Because of her family's tight living quarters in Sunnyvale, Rodriguez is moving her family to Hollister, where she can afford a house. But it puts her 60 miles away from work. Rodriguez plans on carpooling with a co-worker, who also lives in Hollister.

"We're figuring probably an hour and a half in the morning and and hour 45 going back home," she said.

Zoe Sharp and Natalie LaRosa are elementary school teachers in the same school district. They're also roommates, along with three other people, who all share a rental house in Cupertino.

"Living with four other people, though it's fun, I think I'm outgrowing it," said LaRosa.

But at the moment, her roommate-filled rental house is her only option.

"I don't think I could afford, on my salary, to live in a one bedroom and I wouldn't be saving any money whatsoever if I did that," she said. "

District superintendent Ayinde Rudolph is trying to change that.

"This is the first time the school district has partnered with a developer to build housing," he said.

A developer already bought an apartment complex on Middlefield Road, around the corner from the school district office. The current apartments will be torn down and rebuilt.

Rudolph is proposing the district lease 144 units of affordable housing in the complex for school teachers and employees. The 55-year ground lease will cost the district $56 million, which Rudolph says they will likely pay for with a loan, which he says rent from the units will eventually cover.

"It's budget neutral," said Rudolph.

According to the City of Mountain View planning department, in 2018 the average rent for a one bedroom apartment was $2,500. At the proposed school district apartments, a one bedroom would cost a teacher, with a starting salary of $64,000, about $1,500 month, which is a $1,000 per month savings.

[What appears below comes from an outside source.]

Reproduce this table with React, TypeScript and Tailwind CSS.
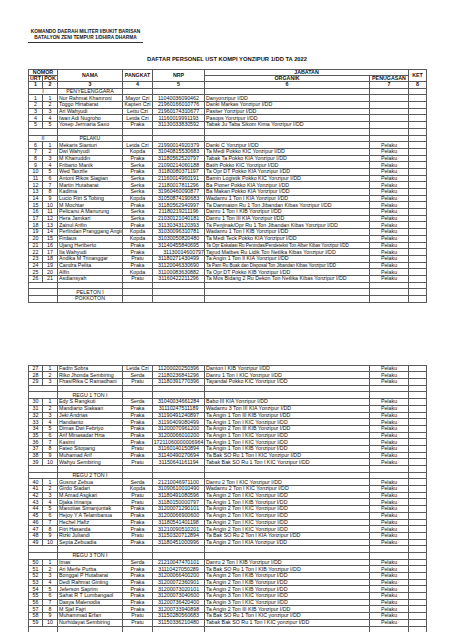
import React from "react";

type Row = [string, string, string, string, string, string, string];

const block1: (Row | string)[] = [
  "I|PENYELENGGARA",
  ["1", "1", "Nur Rahmat Khamroni", "Mayor Czi", "11040036090462", "Danyonzipur I/DD", ""],
  ["2", "2", "Toggo Hirtabarat", "Kapten Czi", "21960166010776", "Danki Markas Yonzipur I/DD", ""],
  ["3", "3", "Ari Wahyudi", "Lettu Czi", "21960174310677", "Pasiter Yonzipur I/DD", ""],
  ["4", "4", "Iwan Adi Nugroho", "Letda Czi", "11160019991193", "Pasops Yonzipur I/DD", ""],
  ["5", "5", "Yosep Jermaria Saxo", "Praka", "31130033830592", "Tabak Ju Taba Sikom Kima Yonzipur I/DD", ""],
  "|",
  "II|PELAKU",
  ["6", "1", "Mekaris Sianturi", "Letda Czi", "21990014920379", "Danki C Yonzipur I/DD", "Pelaku"],
  ["7", "2", "Dwi Wahyudi", "Kopda", "31040815530683", "Ta Medi Pokko KIC Yonzipur I/DD", "Pelaku"],
  ["8", "3", "M Khairuddin", "Praka", "31180562520797", "Tabak Ta Pokko KIA Yonzipur I/DD", "Pelaku"],
  ["9", "4", "Fribarto Manik", "Serka", "21090214060188", "Batih Pokko KIC Yonzipur I/DD", "Pelaku"],
  ["10", "5", "Wed Taxzile", "Praka", "31180080371197", "Ta Opr DT Pokko KIA Yonzipur I/DD", "Pelaku"],
  ["11", "6", "Antoni Rikos Siagian", "Serka", "21160014960191", "Bamin Logistik Pokko KIC Yonzipur I/DD", "Pelaku"],
  ["12", "7", "Martin Hutabarat", "Serka", "21180017811296", "Ba Pioner Pokko KIA Yonzipur I/DD", "Pelaku"],
  ["13", "8", "Kadima", "Serka", "31960460090877", "Ba Makan Pokko KIA Yonzipur I/DD", "Pelaku"],
  ["14", "9", "Lucio Fitri S Tobing", "Kopda", "31050874190683", "Wadanru 1 Ton I KIA Yonzipur I/DD", "Pelaku"],
  ["15", "10", "M Mochtar", "Praka", "31180562940997", "Ta Danmaton Ru 1 Ton Jibandan Kibas Yonzipur I/DD", "Pelaku"],
  ["16", "11", "Pelicanu A Manurung", "Serka", "21180219211196", "Danru 1 Ton I KIB Yonzipur I/DD", "Pelaku"],
  ["17", "12", "Hera Jamkari", "Serka", "21030121040181", "Danru 1 Ton III KIA Yonzipur I/DD", "Pelaku"],
  ["18", "13", "Zainul Arifin", "Praka", "31130343120393", "Ta Penjinak/Opr Ru 1 Ton Jibandan Kibas Yonzipur I/DD", "Pelaku"],
  ["19", "14", "Perlindan Pranggang Angin", "Kopda", "31030096310781", "Wadanru 1 Ton I KIB Yonzipur I/DD", "Pelaku"],
  ["20", "15", "Firdaus", "Kopda", "31030050820480", "Ta Medi Teck Pokko KIA Yonzipur I/DD", "Pelaku"],
  ["21", "16", "Ujang Heriberto", "Praka", "31140455840695", "Ta Opr Eskalasi Ru Penindas/Pendeteksi Ton Alber Kibas Yonzipur I/DD", "Pelaku"],
  ["22", "17", "Ila Wahyudi", "Praka", "31130014600797", "Tayud Matbes Ru Lidik Ton Netlika Kibas Yonzipur I/DD", "Pelaku"],
  ["23", "18", "Andika M Trinanggar", "Pratu", "31180271430499", "Ta Angin 1 Ton II KIA Yonzipur I/DD", "Pelaku"],
  ["24", "19", "Candra Pelita", "Praka", "31120046330690", "Ta Pam Ru Buak dan Disposal Ton Jibandan Kibas Yonzipur I/DD", "Pelaku"],
  ["25", "20", "Alfin", "Kopda", "31100083630882", "Ta Opr DT Pokko KIB Yonzipur I/DD", "Pelaku"],
  ["26", "21", "Asdiansyah", "Pratu", "31160422211296", "Ta Mos Bidang 2 Ru Dekon Ton Netlika Kibas Yonzipur I/DD", "Pelaku"],
  "|",
  "|PELETON I",
  "|POKKOTON",
];

const block2: (Row | string)[] = [
  ["27", "1", "Fadm Sobra", "Letda Czi", "11200020250396", "Danton I KIB Yonzipur I/DD", "Pelaku"],
  ["28", "2", "Riko Jhonda Sembiring", "Serda", "21180236841296", "Danru 1 Ton I KIC Yonzipur I/DD", "Pelaku"],
  ["29", "3", "Fhas/Rika C Ramadhani", "Pratu", "31180391770396", "Tayandal Pokko KIC Yonzipur I/DD", "Pelaku"],
  "|",
  "|REGU 1 TON I",
  ["30", "1", "Edy S Rangkuti", "Serda", "31040034661284", "Babo III KIA Yonzipur I/DD", "Pelaku"],
  ["31", "2", "Mandiarto Siakaan", "Praka", "31110247511189", "Wadanru 3 Ton III KIA Yonzipur I/DD", "Pelaku"],
  ["32", "3", "Jeki Andrias", "Praka", "31190491240897", "Ta Angin 1 Ton III KIB Yonzipur I/DD", "Pelaku"],
  ["33", "4", "Handianto", "Praka", "31190409080499", "Ta Angin 1 Ton I KIC Yonzipur I/DD", "Pelaku"],
  ["34", "5", "Dimas Dwi Febriyo", "Praka", "31200070961200", "Ta Angin 2 Ton III KIB Yonzipur I/DD", "Pelaku"],
  ["35", "6", "Arif Minasadar Hrta", "Praka", "31200066010200", "Ta Angin 1 Ton I KIC Yonzipur I/DD", "Pelaku"],
  ["36", "7", "Kasimi", "Praka", "17211060000006964", "Ta Angin 1 Ton I KIC Yonzipur I/DD", "Pelaku"],
  ["37", "8", "Fateo Sitopang", "Pratu", "31160140150894", "Ta Angin 1 Ton I KIB Yonzipur I/DD", "Pelaku"],
  ["38", "9", "Muhamad Arif", "Praka", "31140490270694", "Ta Bak SO Ru 1 Ton I KIC Yonzipur I/DD", "Pelaku"],
  ["39", "10", "Wahyu Sembiring", "Pratu", "31150641161194", "Tabak Bak SO Ru 1 Ton I KIC Yonzipur I/DD", "Pelaku"],
  "|",
  "|REGU 2 TON I",
  ["40", "1", "Gusnur Zebua", "Serda", "21210046971100", "Danru 2 Ton I KIC Yonzipur I/DD", "Pelaku"],
  ["41", "2", "Girdo Siadari", "Kopda", "31090610010490", "Wadanru 2 Ton I KIC Yonzipur I/DD", "Pelaku"],
  ["42", "3", "M Amad Asgkari", "Pratu", "31180491080596", "Ta Angin 2 Ton I KIC Yonzipur I/DD", "Pelaku"],
  ["43", "4", "Djaka Irinanja", "Pratu", "31180150000797", "Ta Angin 1 Ton I KIB Yonzipur I/DD", "Pelaku"],
  ["44", "5", "Manotias Simanjuntak", "Praka", "31200071290101", "Ta Angin 2 Ton I KIC Yonzipur I/DD", "Pelaku"],
  ["45", "6", "Hejoy Y A Telambanua", "Praka", "31200066900600", "Ta Angin 2 Ton I KIC Yonzipur I/DD", "Pelaku"],
  ["46", "7", "Hechel Hafiz", "Praka", "31180541401198", "Ta Angin 2 Ton I KIC Yonzipur I/DD", "Pelaku"],
  ["47", "8", "Fitri Hasanda", "Praka", "31210090510201", "Ta Angin 2 Ton I KIC Yonzipur I/DD", "Pelaku"],
  ["48", "9", "Rizki Juliandi", "Pratu", "31150320712894", "Ta Bak SO Ru 2 Ton I KIA Yonzipur I/DD", "Pelaku"],
  ["49", "10", "Septa Zebuadia", "Praka", "31180451000996", "Ta Angin 2 Ton I KIA Yonzipur I/DD", "Pelaku"],
  "|",
  "|REGU 3 TON I",
  ["50", "1", "Imas", "Serda", "21210047470101", "Danru 2 Ton I KIB Yonzipur I/DD", "Pelaku"],
  ["51", "2", "Ari Merfe Purba", "Praka", "31110427050289", "Ta Bak SO Ru 1 Ton I KIB Yonzipur I/DD", "Pelaku"],
  ["52", "3", "Bonggal P Hutabarat", "Praka", "31200066400200", "Ta Angin 2 Ton I KIB Yonzipur I/DD", "Pelaku"],
  ["53", "4", "Dedi Rahmat Ginting", "Praka", "31200072360901", "Ta Angin 2 Ton I KIB Yonzipur I/DD", "Pelaku"],
  ["54", "5", "Jeferson Saprim", "Praka", "31200073020101", "Ta Angin 2 Ton I KIB Yonzipur I/DD", "Pelaku"],
  ["55", "6", "Sahat R T Lumbangaol", "Praka", "31200073040600", "Ta Angin 3 Ton I KIC Yonzipur I/DD", "Pelaku"],
  ["56", "7", "Dasya Malenodia", "Praka", "31200736420400", "Ta Angin 3 Ton I KIC Yonzipur I/DD", "Pelaku"],
  ["57", "8", "M Sjaf Fajri", "Praka", "31200733940898", "Ta Angin 2 Ton III KIB Yonzipur I/DD", "Pelaku"],
  ["58", "9", "Muhammad Erfan", "Pratu", "31150280560683", "Ta Bak SO Ru 1 Ton I KIC yonzipur I/DD", "Pelaku"],
  ["59", "10", "Nurhidayat Sembiring", "Pratu", "31150336210480", "Tabak Bak SO Ru 1 Ton I KIC yonzipur I/DD", "Pelaku"],
  "|",
  "|",
];

// NRP yang tercetak mepet kanan di dokumen asli
const nrpRight = new Set(["22"]);

const td = "border border-[#5a5a5a] p-0 whitespace-nowrap overflow-hidden";

function Cols() {
  return (
    <colgroup>
      <col className="w-[14px]" />
      <col className="w-[15px]" />
      <col className="w-[65px]" />
      <col className="w-[30px]" />
      <col className="w-[52px]" />
      <col className="w-[165px]" />
      <col className="w-[39px]" />
      <col className="w-[18px]" />
    </colgroup>
  );
}

function Body({ rows }: { rows: (Row | string)[] }) {
  return (
    <tbody>
      {rows.map((r, i) => {
        if (typeof r === "string") {
          const [roman, label] = r.split("|");
          return (
            <tr key={i} className="h-[6.7px]">
              <td colSpan={2} className={`${td} text-center`}>{roman}</td>
              <td className={`${td} text-center`}>{label}</td>
              <td className={td} />
              <td className={td} />
              <td className={td} />
              <td className={td} />
              <td className={td} />
            </tr>
          );
        }
        const longJob = r[5].length > 58;
        return (
          <tr key={i} className="h-[6.7px]">
            <td className={`${td} text-center`}>{r[0]}</td>
            <td className={`${td} text-center`}>{r[1]}</td>
            <td className={`${td} pl-[1px]`}>{r[2]}</td>
            <td className={`${td} text-center`}>{r[3]}</td>
            <td className={`${td} ${nrpRight.has(r[0]) ? "text-right" : "text-center"}`}>{r[4]}</td>
            <td className={`${td} pl-[1px] ${longJob ? "text-[4.6px] tracking-[-0.05px]" : ""}`}>{r[5]}</td>
            <td className={`${td} text-center`}>{r[6]}</td>
            <td className={td} />
          </tr>
        );
      })}
    </tbody>
  );
}

export default function App() {
  return (
    <div className="h-[632px] w-[474px] overflow-hidden bg-white font-['Liberation_Sans',Arial,sans-serif] text-[#111]">
      <div className="ml-[28px] flex w-[115px] flex-col items-center border-b border-[#333] pt-[29px] pb-[2px] text-[4.8px] font-bold leading-[5.5px]">
        <p className="whitespace-nowrap">KOMANDO DAERAH MILITER I/BUKIT BARISAN</p>
        <p className="whitespace-nowrap">BATALYON ZENI TEMPUR 1/DHIRA DHARMA</p>
      </div>

      <h1 className="ml-[28px] mt-[13px] w-[398px] text-center text-[5.8px] font-bold leading-[7px]">
        DAFTAR PERSONEL UST KOMPI YONZIPUR 1/DD TA 2022
      </h1>

      <table className="ml-[28px] mt-[6px] w-[398px] table-fixed border-collapse text-[5.3px] leading-[5px]">
        <Cols />
        <thead>
          <tr className="h-[6px]">
            <th colSpan={2} className={`${td} font-bold`}>NOMOR</th>
            <th rowSpan={2} className={`${td} font-bold`}>NAMA</th>
            <th rowSpan={2} className={`${td} font-bold`}>PANGKAT</th>
            <th rowSpan={2} className={`${td} font-bold`}>NRP</th>
            <th colSpan={2} className={`${td} font-bold`}>JABATAN</th>
            <th rowSpan={2} className={`${td} font-bold`}>KET</th>
          </tr>
          <tr className="h-[6px]">
            <th className={`${td} font-bold`}>URT</th>
            <th className={`${td} font-bold`}>POK</th>
            <th className={`${td} font-bold`}>ORGANIK</th>
            <th className={`${td} font-bold`}>PENUGASAN</th>
          </tr>
          <tr className="h-[6.7px]">
            {["1", "2", "3", "4", "5", "6", "7", "8"].map((n) => (
              <th key={n} className={`${td} font-bold`}>{n}</th>
            ))}
          </tr>
        </thead>
        <Body rows={block1} />
      </table>

      <table className="ml-[28px] mt-[62px] w-[398px] table-fixed border-collapse text-[5.3px] leading-[5px]">
        <Cols />
        <Body rows={block2} />
      </table>
    </div>
  );
}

"I'm excited about it for us because it creates a solution that can be replicated across the state. But really, it creates a solution that retains teachers for our community to make sure that we have top-notch schools," said Rudolph

The school board will vote to approve the project on Thursday and Mountain View City Council will vote on the project in April. If approved, Rudolph says construction would likely begin in 2021.